Além disso, a chamada “revolução científica” dos anos 1600 apareceu na época, não como um estágio evolutivo de uma cadeia sempre progressiva de acontecimentos, mas como uma reação automática a um longo período de repressão e declínio. No entanto, a abordagem de Huff aos avanços científicos islâmicos e chineses assume uma posição oposta e sugere que vejamos as instituições e as teologias islâmicas e chinesas como imutáveis.

Por exemplo, Huff argumenta que as madrassas não poderiam se tornar corporações, porque elas estavam legalmente obrigadas às intenções de seus fundadores. Porém, historicamente, este não é o caso, pois as intenções dos fundadores institucionais islâmicos poderia ser, e muitas vezes eram, suplantados pelas necessidades dos contemporâneos da instituição (como demonstra a leitura através de estudos sobre os primeiros fatwas).

Similarmente, a discussão de Huff do pensamento chinês aparece, às vezes, tendenciosamente seletiva. Por exemplo, o trabalho não presta atenção às lutas frequentes e informativas entre facções, como os budistas e confucionistas. Tal tratamento monolítico dos sistemas de crenças islâmicas e chinesas obscurece as correntes intelectuais multifacetadas e muitas vezes significantes que fundamentam a sua tese.

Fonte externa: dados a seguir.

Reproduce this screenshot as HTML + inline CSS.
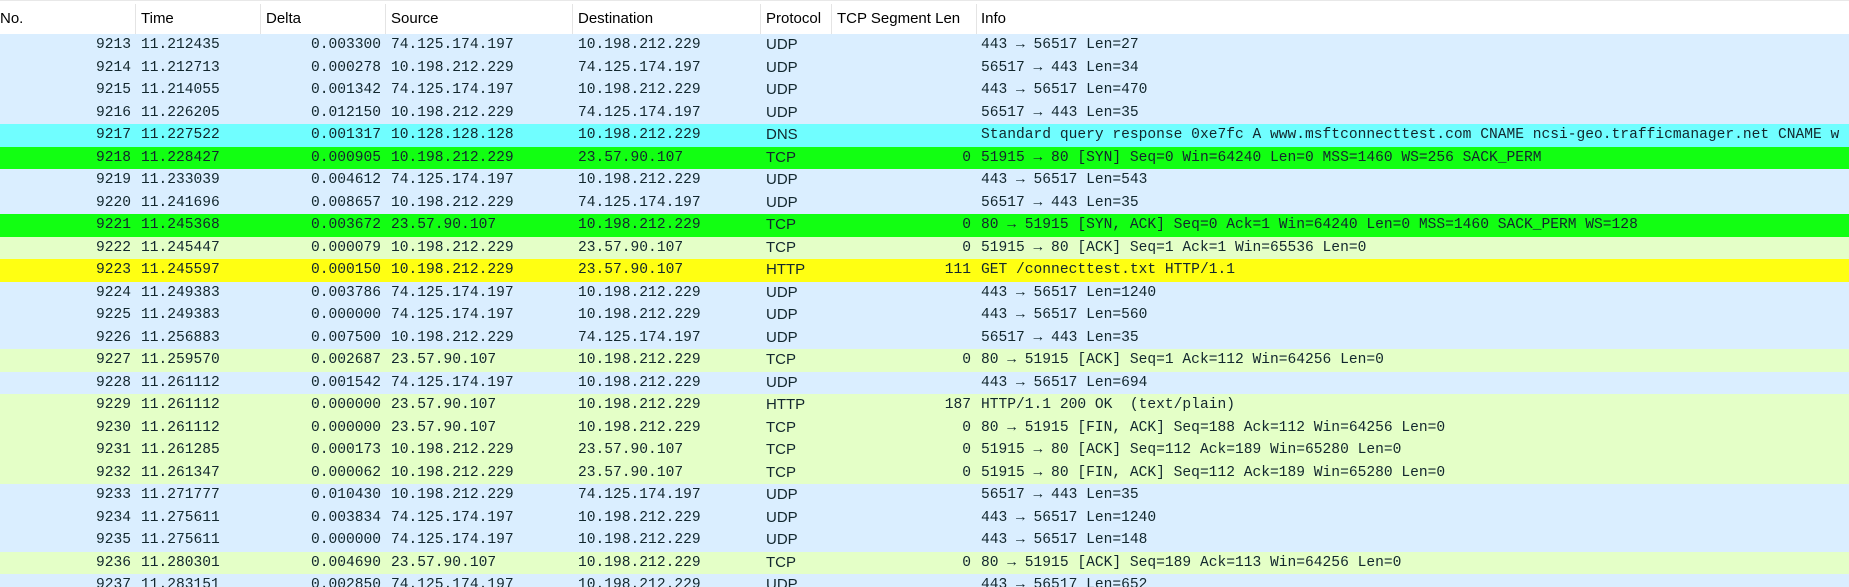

Consequentemente, embora não intencional, percebe-se, nas generalizações frequentes de Huff, noções latentes de incontestável superioridade cultural. Da mesma forma, e isso volta ao tratamento de Huff do avanço científico como linearmente progressivo, a questão que este trabalho tenta responder tem como premissa um otimismo científico evidente e um pressuposto de que o avanço cultural pode ser avaliado ou medido pela produção científica de uma civilização, o que nem sempre é verdadeiro.

No entanto, não se pode deixar de ficar impressionado com a enorme amplitude e o exímio domínio da literatura primária e secundária de Huff. Sempre bem argumentada e documentada em detalhe, este livro demonstra a utilidade de uma perspectiva holística para explicar a dinâmica da mudança cultural e científica. Eu recomendo este trabalho para estudantes universitários avançados interessados em se engajar nas difíceis questões que enfrenta o sociólogo da ciência.